Doing corrective or reconstructive plastic surgery for children and infants adds a new level of difficulty. Much is required of the surgeon and his team: Timing is often critical, a special knowledge of pediatrics is essential, the ability to do extremely delicate work is required and an understanding of emotional and social aspects is necessary. The legacy of Drs. Lehman and Tantri is decades of successful pediatric plastic surgery. It has been their most important work, and it is a labor of love that they continue today.
Pediatric surgery patients can have a variety of needs, but there are two basic categories: those who have congenital deformities, otherwise known as birth defects, and those with developmental deformities, resulting from accident, infection, disease, or in some cases, aging.
Typical examples of congenital abnormalities are birthmarks; cleft-lip and palate deformities; hand deformities such as syndactyly (webbed fingers), or extra or absent fingers; and abnormal breast development.
We always favor the most direct, least complex way of achieving the desired result. The size, nature and extent of the injury or deformity will determine what treatment option is chosen and how quickly the surgery will be performed. Reconstructive surgery frequently demands complex planning and may require a number of procedures done in stages.
Because it's not always possible to predict how growth will affect outcome, a growing child may have to plan for regular follow-up visits on a long-term basis to allow additional surgery as the child matures.
Only four conditions are discussed here, but we can provide in-depth information about many other situations. Please feel free to ask.
Cleft Lip and Palate
In the early weeks of fetal development, long before a child is born, the right and left sides of the lip and the roof of the mouth normally grow together. Occasionally, however, in about one of every 800 babies, those sections don't quite meet. A child born with a separation in the upper lip is said to have a cleft lip. A similar birth defect in the roof of the mouth, or palate, is called a cleft palate. Since the lip and the palate develop separately, it is possible for a child to have a cleft lip, a cleft palate, or both.

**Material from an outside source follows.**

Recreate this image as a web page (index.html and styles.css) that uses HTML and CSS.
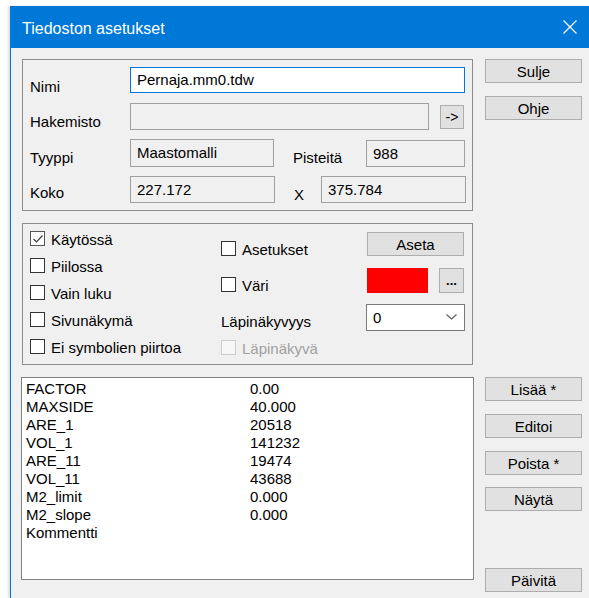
FILE: index.html
```html
<!DOCTYPE html>
<html lang="fi">
<head>
<meta charset="utf-8">
<title>Tiedoston asetukset</title>
<link rel="stylesheet" href="styles.css">
</head>
<body>
<div class="window">
  <div class="titlebar">
    <span class="title">Tiedoston asetukset</span>
    <svg class="close" width="14" height="14" viewBox="0 0 14 14"><path d="M0.5 0.5 L13.5 13.5 M13.5 0.5 L0.5 13.5" stroke="#fff" stroke-width="1.2" fill="none"/></svg>
  </div>
  <div class="client">
    <div class="group group-file">
      <div class="frow r1">
        <span class="lbl w-lbl">Nimi</span>
        <div class="field edit focus w-name">Pernaja.mm0.tdw</div>
      </div>
      <div class="frow r2">
        <span class="lbl w-lbl">Hakemisto</span>
        <div class="field disabled w-dir"></div>
        <button class="btn btn-arrow">-&gt;</button>
      </div>
      <div class="frow r3">
        <span class="lbl w-lbl">Tyyppi</span>
        <div class="field ro w-half">Maastomalli</div>
        <span class="lbl w-pts">Pisteitä</span>
        <div class="field ro w-pts-box">988</div>
      </div>
      <div class="frow r4">
        <span class="lbl w-lbl">Koko</span>
        <div class="field ro w-half">227.172</div>
        <span class="lbl w-x">X</span>
        <div class="field ro w-half">375.784</div>
      </div>
    </div>

    <div class="side side-top">
      <button class="btn side-btn">Sulje</button>
      <button class="btn side-btn">Ohje</button>
    </div>

    <div class="group group-flags">
      <div class="col col-a">
        <label class="check"><span class="box checked"><svg width="12" height="12" viewBox="0 0 12 12"><path d="M1.5 6 L4.5 9 L10.5 2.5" stroke="#3c3c3c" stroke-width="1.2" fill="none"/></svg></span><span>Käytössä</span></label>
        <label class="check"><span class="box"></span><span>Piilossa</span></label>
        <label class="check"><span class="box"></span><span>Vain luku</span></label>
        <label class="check"><span class="box"></span><span>Sivunäkymä</span></label>
        <label class="check"><span class="box"></span><span>Ei symbolien piirtoa</span></label>
      </div>
      <div class="col col-b">
        <label class="check c-set"><span class="box"></span><span>Asetukset</span></label>
        <label class="check c-color"><span class="box"></span><span>Väri</span></label>
        <span class="lbl c-alpha">Läpinäkyvyys</span>
        <label class="check c-trans disabled-check"><span class="box"></span><span>Läpinäkyvä</span></label>
      </div>
      <div class="col col-c">
        <button class="btn btn-set">Aseta</button>
        <div class="color-row">
          <span class="swatch"></span>
          <button class="btn btn-dots">...</button>
        </div>
        <div class="combo">
          <span>0</span>
          <svg width="11" height="6" viewBox="0 0 11 6"><path d="M0.5 0.5 L5.5 5 L10.5 0.5" stroke="#5a5a5a" stroke-width="1.1" fill="none"/></svg>
        </div>
      </div>
    </div>

    <div class="list">
      <div class="item"><span class="key">FACTOR</span><span>0.00</span></div>
      <div class="item"><span class="key">MAXSIDE</span><span>40.000</span></div>
      <div class="item"><span class="key">ARE_1</span><span>20518</span></div>
      <div class="item"><span class="key">VOL_1</span><span>141232</span></div>
      <div class="item"><span class="key">ARE_11</span><span>19474</span></div>
      <div class="item"><span class="key">VOL_11</span><span>43688</span></div>
      <div class="item"><span class="key">M2_limit</span><span>0.000</span></div>
      <div class="item"><span class="key">M2_slope</span><span>0.000</span></div>
      <div class="item"><span class="key">Kommentti</span><span></span></div>
    </div>

    <div class="side side-bottom">
      <button class="btn side-btn">Lisää *</button>
      <button class="btn side-btn gap13">Editoi</button>
      <button class="btn side-btn gap13">Poista *</button>
      <button class="btn side-btn gap12">Näytä</button>
      <button class="btn side-btn refresh">Päivitä</button>
    </div>
  </div>
</div>
</body>
</html>
```

FILE: styles.css
```css
* { box-sizing: border-box; }

html, body {
  margin: 0;
  width: 589px;
  height: 598px;
  overflow: hidden;
  background: #ffffff;
}

body {
  padding-top: 6px;
  font-family: "Liberation Sans", Arial, sans-serif;
  font-size: 15px;
  color: #000;
}

.window {
  margin-left: 10px;
  height: 592px;
  border-left: 1px solid #0078d7;
  box-shadow: -2px 0 2px rgba(0, 0, 0, 0.12);
  display: flex;
  flex-direction: column;
}

/* title bar */
.titlebar {
  height: 42px;
  background: #0078d7;
  display: flex;
  align-items: center;
  justify-content: space-between;
  padding: 3px 12px 0 11px;
  flex: none;
}
.title {
  color: #fff;
  font-size: 16px;
  line-height: 18px;
}
.close { display: block; margin-top: -4px; }

/* client area */
.client {
  flex: 1;
  background: #f0f0f0;
  padding: 11px 0 0 10px;
  display: grid;
  grid-template-columns: 453px 97px;
  grid-template-rows: auto auto auto;
  align-content: start;
  column-gap: 11px;
  align-items: start;
}

.group {
  border: 1px solid #8c8c8c;
  margin-left: 1px;
  width: 451px;
}

/* file group */
.group-file {
  height: 152px;
  padding: 7px 0 0 7px;
  grid-column: 1;
  grid-row: 1;
}
.frow {
  display: flex;
  align-items: flex-end;
}
.r1 { height: 26px; }
.r2 { height: 27px; margin-top: 10px; }
.r3 { height: 28px; margin-top: 9px; }
.r4 { height: 27px; margin-top: 9px; }

.lbl { line-height: 17px; white-space: nowrap; }
.r1 .lbl { margin-bottom: -2px; }
.r3 .lbl { margin-bottom: 1px; }
.r4 .w-lbl { margin-bottom: 2px; }

.w-lbl { width: 100px; flex: none; }
.w-pts { width: 73px; margin-left: 19px; }
.w-x { width: 27px; margin-left: 19px; }

.field {
  height: 100%;
  border: 1px solid #a0a0a0;
  background: #f0f0f0;
  display: flex;
  align-items: center;
  padding: 0 6px 1px 6px;
  line-height: 17px;
  flex: none;
}
.field.edit { background: #fff; }
.field.focus { border-color: #0078d7; }
.w-name { width: 335px; }
.w-dir { width: 299px; }
.w-half { width: 145px; }
.r3 .w-half { width: 144px; }
.w-pts-box { width: 99px; }
.r3 .w-pts-box { height: 27px; }

.btn {
  font-family: "Liberation Sans", Arial, sans-serif;
  font-size: 15px;
  color: #000;
  background: #e1e1e1;
  border: 1px solid #adadad;
  padding: 0;
  margin: 0;
  line-height: 17px;
  height: 24px;
}
.btn-arrow {
  width: 24px;
  height: 24px;
  margin-left: 11px;
  margin-bottom: 1px;
  font-size: 14px;
}

/* side buttons */
.side {
  display: flex;
  flex-direction: column;
  grid-column: 2;
}
.side-btn { width: 97px; flex: none; }
.side-top { grid-row: 1; gap: 13px; }
.side-bottom {
  grid-row: 3;
  height: 215px;
  margin-top: 12px;
}
.side-btn.gap13 { margin-top: 13px; }
.side-btn.gap12 { margin-top: 12px; }
.side-btn.refresh { margin-top: auto; }

/* flags group */
.group-flags {
  grid-column: 1;
  grid-row: 2;
  margin-top: 12px;
  height: 142px;
  padding-left: 7px;
  display: flex;
}
.col { display: flex; flex-direction: column; }
.col-a { width: 191px; padding-top: 7px; gap: 11px; }
.col-b { width: 145px; }
.col-c { width: 99px; }

.check {
  display: flex;
  align-items: flex-start;
  height: 16px;
  line-height: 17px;
  white-space: nowrap;
}
.box {
  width: 15px;
  height: 15px;
  border: 1px solid #333;
  background: #fff;
  margin-right: 6px;
  flex: none;
  display: flex;
  align-items: center;
  justify-content: center;
}
.box.checked { border-color: #555; }
.disabled-check { color: #a0a0a0; }
.disabled-check .box { border-color: #cccccc; background: #f7f7f7; }

.c-set { margin-top: 17px; }
.c-color { margin-top: 20px; }
.c-alpha { margin-top: 20px; }
.c-trans { margin-top: 10px; }

.btn-set { width: 97px; margin: 8px 0 0 1px; }
.color-row {
  display: flex;
  margin: 12px 0 0 1px;
  height: 25px;
  gap: 11px;
}
.swatch { width: 61px; height: 25px; background: #ff0000; }
.btn-dots {
  width: 25px;
  height: 25px;
  font-weight: bold;
  font-size: 13px;
  line-height: 12px;
}
.combo {
  margin-top: 11px;
  width: 99px;
  height: 27px;
  border: 1px solid #7a7a7a;
  background: #fff;
  display: flex;
  align-items: center;
  justify-content: space-between;
  padding: 0 7px 1px 6px;
  line-height: 17px;
}
.combo svg { display: block; }

/* property list */
.list {
  grid-column: 1;
  grid-row: 3;
  margin-top: 12px;
  width: 453px;
  height: 203px;
  border: 1px solid #828282;
  background: #fff;
  padding: 2px 0 0 4px;
}
.item {
  display: flex;
  height: 18px;
  line-height: 18px;
}
.key { width: 224px; flex: none; }
```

If your child was born with either or both of these conditions, your doctor will probably recommend surgery to repair it. Medical professionals have made great advances in treating children with clefts and can do a lot to help your child lead a normal, healthy, happy life.
A team approach. Children born with a cleft lip or palate may need the skills of several medical professionals. In addition to needing plastic surgery to repair the opening, these children may have problems with their feeding and their teeth, their hearing, their speech and their psychological development as they grow up.

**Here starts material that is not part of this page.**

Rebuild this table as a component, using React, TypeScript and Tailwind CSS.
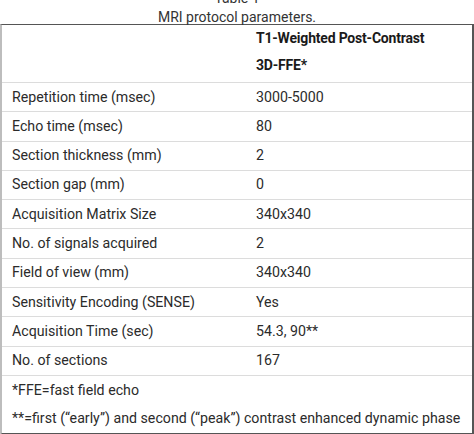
import React from 'react';

const rows: [string, string][] = [
  ['Repetition time (msec)', '3000-5000'],
  ['Echo time (msec)', '80'],
  ['Section thickness (mm)', '2'],
  ['Section gap (mm)', '0'],
  ['Acquisition Matrix Size', '340x340'],
  ['No. of signals acquired', '2'],
  ['Field of view (mm)', '340x340'],
  ['Sensitivity Encoding (SENSE)', 'Yes'],
  ['Acquisition Time (sec)', '54.3, 90**'],
  ['No. of sections', '167'],
];

const App: React.FC = () => {
  return (
    <div className="w-[474px] h-[434px] overflow-hidden bg-white text-[#2b2b2b] font-['Roboto',sans-serif]">
      {/* caption */}
      <div className="mt-[-11px] text-center text-[14px] leading-[19px] text-[#333]">
        <div>Table 1</div>
        <div>MRI protocol parameters.</div>
      </div>

      <div className="mt-[-3px] border-t border-t-[#555] border-l-2 border-l-[#bdbdbd] border-r-2 border-r-[#555] border-b-2 border-b-[#555] text-[14.2px]">
        {/* header */}
        <div className="grid grid-cols-[254px_1fr] h-[58px] border-b border-[#dcdcdc]">
          <div></div>
          <div className="font-bold text-[#1a1a1a] text-[14px] tracking-[-0.2px] leading-[27.4px]">
            <div>T1-Weighted Post-Contrast</div>
            <div>3D-FFE*</div>
          </div>
        </div>

        {rows.map(([label, value]) => (
          <div key={label} className="grid grid-cols-[254px_1fr] h-[29.3px] items-center border-b border-[#dcdcdc]">
            <div className="pl-[10px]">{label}</div>
            <div>{value}</div>
          </div>
        ))}

        {/* footnotes */}
        <div className="pl-[10px] leading-[28.5px]">
          <div>*FFE=fast field echo</div>
          <div>**=first (“early”) and second (“peak”) contrast enhanced dynamic phase</div>
        </div>
      </div>
    </div>
  );
};

export default App;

For that reason, parents should seek the help of a Cleft Lip and Palate Team as early as possible, to plan for your child's care from birth, or even before. Typically, a Cleft Team might include a plastic surgeon, a pediatrician, a dentist, a speech and language specialist, a social worker, a hearing specialist, an ear-nose-throat specialist, a psychologist, a nurse, and a genetic counselor. With Dr. Lehman's long experience in cleft lip and palate surgery, he can advise you and help you develop a team of doctors right for your child.

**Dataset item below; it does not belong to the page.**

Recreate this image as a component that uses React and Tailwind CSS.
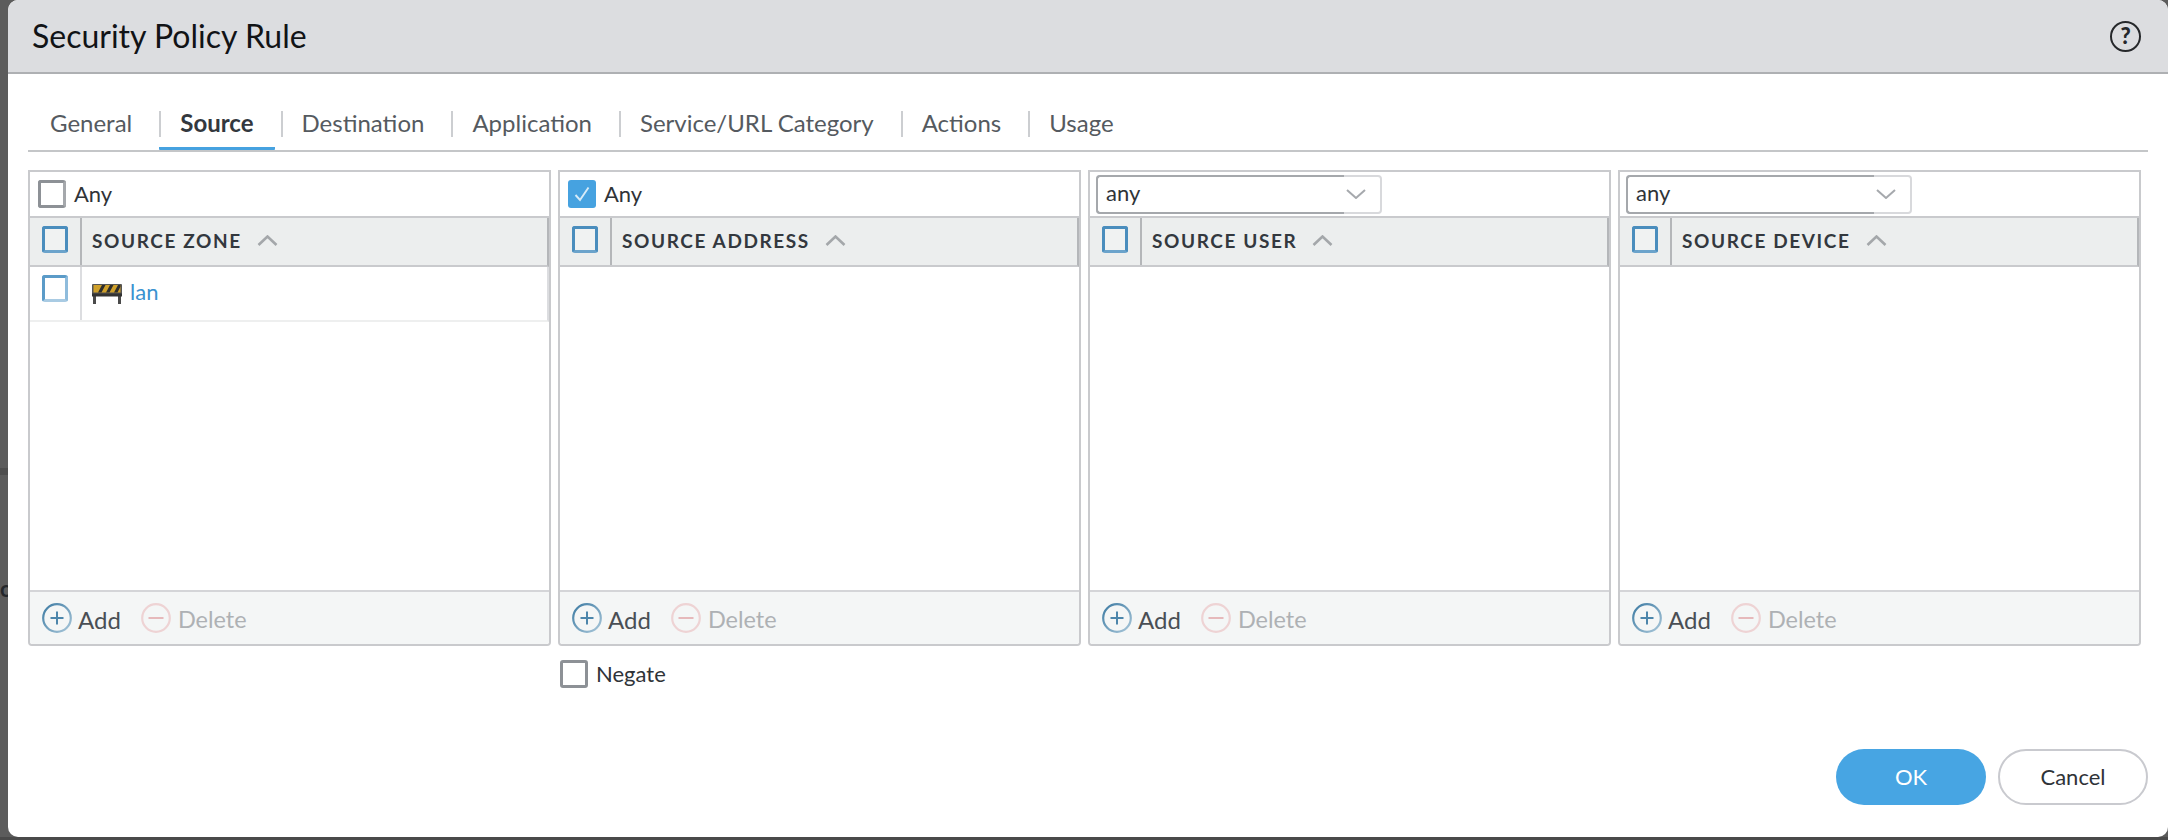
import React from "react";

function PlusIcon() {
  return (
    <svg width="30" height="30" viewBox="0 0 30 30" className="shrink-0">
      <defs>
        <linearGradient id="addRing" x1="0" y1="0" x2="1" y2="1">
          <stop offset="0" stopColor="#3d7ba3" />
          <stop offset="1" stopColor="#a8c6d9" />
        </linearGradient>
      </defs>
      <circle cx="15" cy="15" r="13.8" fill="none" stroke="url(#addRing)" strokeWidth="2.2" />
      <path d="M15 8.5v13M8.5 15h13" stroke="#4d86ab" strokeWidth="2" fill="none" />
    </svg>
  );
}

function MinusIcon() {
  return (
    <svg width="30" height="30" viewBox="0 0 30 30" className="shrink-0">
      <circle cx="15" cy="15" r="13.8" fill="none" stroke="#eed3d4" strokeWidth="2.2" />
      <path d="M7.5 15h15" stroke="#e6b9bb" strokeWidth="2" fill="none" />
    </svg>
  );
}

function BarrierIcon() {
  return (
    <svg width="30" height="21" viewBox="0 0 30 21" className="shrink-0">
      <rect x="1" y="12" width="3" height="9" fill="#4a4a4a" />
      <rect x="26" y="12" width="3" height="9" fill="#4a4a4a" />
      <rect x="0" y="1" width="30" height="12" rx="1" fill="#555555" />
      <rect x="1.5" y="2" width="27" height="7.5" fill="#cfa02a" />
      <path d="M6 9.5 10 2h3.5l-4 7.5zM14 9.5 18 2h3.5l-4 7.5zM22 9.5 26 2h2.5v1.5l-3 6z" fill="#2e2e2e" />
      <rect x="0" y="10.5" width="30" height="3" fill="#333333" />
    </svg>
  );
}

function BlueCheck({ soft }) {
  return (
    <span
      className={
        soft
          ? "block w-[26px] h-[27px] rounded-[3px] border-[3px] border-[#5b9bc8] border-b-[#a9cbe3] border-r-[#8fbcdc] bg-white"
          : "block w-[26px] h-[27px] rounded-[3px] border-[3px] border-[#4a8dbd] border-b-[#6ba3cb] bg-[#f0f2f2]"
      }
    />
  );
}

function AnyCheck({ checked, label }) {
  return (
    <div className="flex items-center gap-[8px]">
      {checked ? (
        <span className="flex items-center justify-center w-[28px] h-[28px] rounded-[3px] bg-[#46a2e0]">
          <svg width="20" height="20" viewBox="0 0 20 20">
            <path d="M3.5 11 8 16 16.5 3.5" stroke="#d6ebf8" strokeWidth="1.9" fill="none" />
          </svg>
        </span>
      ) : (
        <span className="block w-[28px] h-[28px] rounded-[3px] border-[3px] border-[#8d9196] border-r-[#a5a8ac] bg-white" />
      )}
      <span className="text-[22px] leading-none text-[#2f3338]">{label}</span>
    </div>
  );
}

function AnySelect() {
  return (
    <div className="relative flex items-center justify-between w-[286px] h-[39px] ml-[6px] pl-[8px] pr-[14px] rounded-[4px] border-2 border-[#d8d9dc] bg-white">
      <span className="text-[22px] leading-none text-[#2f3338] -mt-[3px]">any</span>
      <svg width="20" height="10" viewBox="0 0 20 10">
        <path d="M1 1l9 8 9-8" stroke="#a6a9ad" strokeWidth="2" fill="none" />
      </svg>
      <span className="absolute -left-[2px] -top-[2px] -bottom-[2px] w-[248px] rounded-l-[4px] border-2 border-r-0 border-[#a5a8ac]" />
    </div>
  );
}

function Panel({ title, control, children }) {
  return (
    <div className="flex flex-col h-[476px] border-2 border-[#c9cacd] rounded-b-[4px] bg-white">
      <div className="flex items-center h-[46px] shrink-0 border-b-2 border-[#c9cacd]">{control}</div>
      <div className="flex h-[49px] shrink-0 border-b-2 border-[#c9cacd] border-r-2 border-r-[#b4b6b9] bg-[#eceeee]">
        <div className="flex items-center justify-center w-[52px] shrink-0 border-r-2 border-[#b4b6b9] pr-[1px]">
          <span className="-mt-[5px]"><BlueCheck /></span>
        </div>
        <div className="flex items-center pl-[10px] gap-[15px] -mt-[2px]">
          <span className="text-[19px] leading-none font-bold tracking-[1.6px] text-[#33383e]">{title}</span>
          <svg width="21" height="11" viewBox="0 0 21 11">
            <path d="M1.5 10l9-8.5 9 8.5" stroke="#a4a7aa" strokeWidth="2.6" fill="none" />
          </svg>
        </div>
      </div>
      <div className="flex-1">{children}</div>
      <div className="flex items-center h-[54px] shrink-0 border-t-2 border-[#d4d5d8] bg-[#f4f6f6] pl-[12px] rounded-b-[3px]">
        <PlusIcon />
        <span className="ml-[6px] text-[24px] leading-none text-[#4a4f55] mt-[3px]">Add</span>
        <span className="ml-[20px]"><MinusIcon /></span>
        <span className="ml-[7px] text-[23.5px] leading-none text-[#aeb1b4] mt-[3px]">Delete</span>
      </div>
    </div>
  );
}

const tabs = [
  ["General", false],
  ["Source", true],
  ["Destination", false],
  ["Application", false],
  ["Service/URL Category", false],
  ["Actions", false],
  ["Usage", false],
];

export default function App() {
  return (
    <div className="relative h-[840px] w-full overflow-hidden bg-[#5c5c5c] font-['Lato','Noto_Sans',sans-serif]">
      <div className="absolute left-0 top-[468px] h-[7px] w-[8px] bg-[#4e4e4e]" />
      <div className="absolute left-0 top-[578px] text-[22px] font-bold leading-none text-[#24272b]">c</div>
      <div className="absolute bottom-0 left-0 h-[3px] w-full bg-[#4a4a4a]" />
      <div className="relative ml-[8px] flex h-[837px] flex-col overflow-hidden rounded-[10px] bg-white">
        <div className="flex h-[74px] shrink-0 items-center justify-between border-b-2 border-[#aeb0b3] bg-[#dcdde0] pl-[24px] pr-[27px]">
          <h1 className="text-[32px] font-normal leading-none text-[#111316]">Security Policy Rule</h1>
          <span className="flex h-[31px] w-[31px] items-center justify-center rounded-full border-[2.5px] border-[#26282b] text-[22px] font-black leading-none text-[#26282b]">?</span>
        </div>

        <div className="mx-[20px] mt-[34px] flex h-[44px] shrink-0 items-start border-b-2 border-[#c4c6c8] pl-[1px]">
          {tabs.map(([name, active], i) => (
            <div key={name} className="flex h-[42px] items-start mr-[6px]">
              {i > 0 && <span className="mt-[3px] h-[26px] w-[2px] -mr-[2px] bg-[#ccced1]" />}
              <div
                className={
                  active
                    ? "h-[42px] px-[21px] text-[24px] font-bold leading-[30px] text-[#33383e] border-b-[3px] border-[#46a2e0] rounded-b-[1px]"
                    : "px-[21px] text-[24px] leading-[30px] text-[#555a60]"
                }
              >
                {name}
              </div>
            </div>
          ))}
        </div>

        <div className="ml-[20px] mr-[27px] mt-[18px] grid shrink-0 grid-cols-4 gap-x-[7px]">
          <Panel title="SOURCE ZONE" control={<div className="pl-[8px]"><AnyCheck label="Any" /></div>}>
            <div className="flex h-[55px] border-b-2 border-[#eeefef] border-r-2 border-r-[#dcdde0]">
              <div className="flex w-[52px] shrink-0 justify-center border-r-2 border-[#dcdde0] pt-[8px] pr-[1px]">
                <BlueCheck soft />
              </div>
              <div className="flex items-center gap-[8px] pl-[10px]">
                <BarrierIcon />
                <span className="text-[22px] leading-none text-[#3a92d0] -mt-[3px]">lan</span>
              </div>
            </div>
          </Panel>
          <Panel title="SOURCE ADDRESS" control={<div className="pl-[8px]"><AnyCheck checked label="Any" /></div>} />
          <Panel title="SOURCE USER" control={<AnySelect />} />
          <Panel title="SOURCE DEVICE" control={<AnySelect />} />
          <div className="col-start-2 mt-[14px] pl-[2px]">
            <div className="flex items-center gap-[8px]">
              <span className="block h-[28px] w-[28px] rounded-[3px] border-[3px] border-[#8d9196] bg-white" />
              <span className="text-[22px] leading-none text-[#2f3338]">Negate</span>
            </div>
          </div>
        </div>

        <div className="mr-[20px] mt-[61px] flex shrink-0 justify-end gap-[12px]">
          <button className="h-[56px] w-[150px] rounded-full bg-[#47a5e3] pb-[2px] text-[22px] text-white">OK</button>
          <button className="h-[56px] w-[150px] rounded-full border-2 border-[#c9cacf] bg-white pb-[2px] text-[22px] text-[#2f3338]">Cancel</button>
        </div>
      </div>
    </div>
  );
}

Tumors, Anomalies and Abnormal Growths
When a child's tumor requires surgery, neurosurgeons, otolaryngologists, and maxillofacial surgeons may all be involved in a multidisciplinary approach, which is often crucial in order to minimize scars and maintain as much normalcy to shape and function as possible.
Craniofacial anomalies may occur in children, too. Craniosynostosis is an example. It occurs when some or all of a child's skull sutures (soft spots) close too early, causing problems with brain and skull growth. When surgical intervention is necessary, the involvement of a team of multi-disciplinary professionals is of utmost importance. Team members may come from plastic surgery, oral and maxillofacial surgery, neurosurgery, audiology, dentistry, orthodontics, and speech and language pathology. These professionals assist not only in surgical procedures, but also in developing coordinated care plans for the child throughout their life.
Another case that often requires a team approach occurs when a young child needs reconstructive otoplasty (outer-ear surgery) to correct overly-large or deformed ears.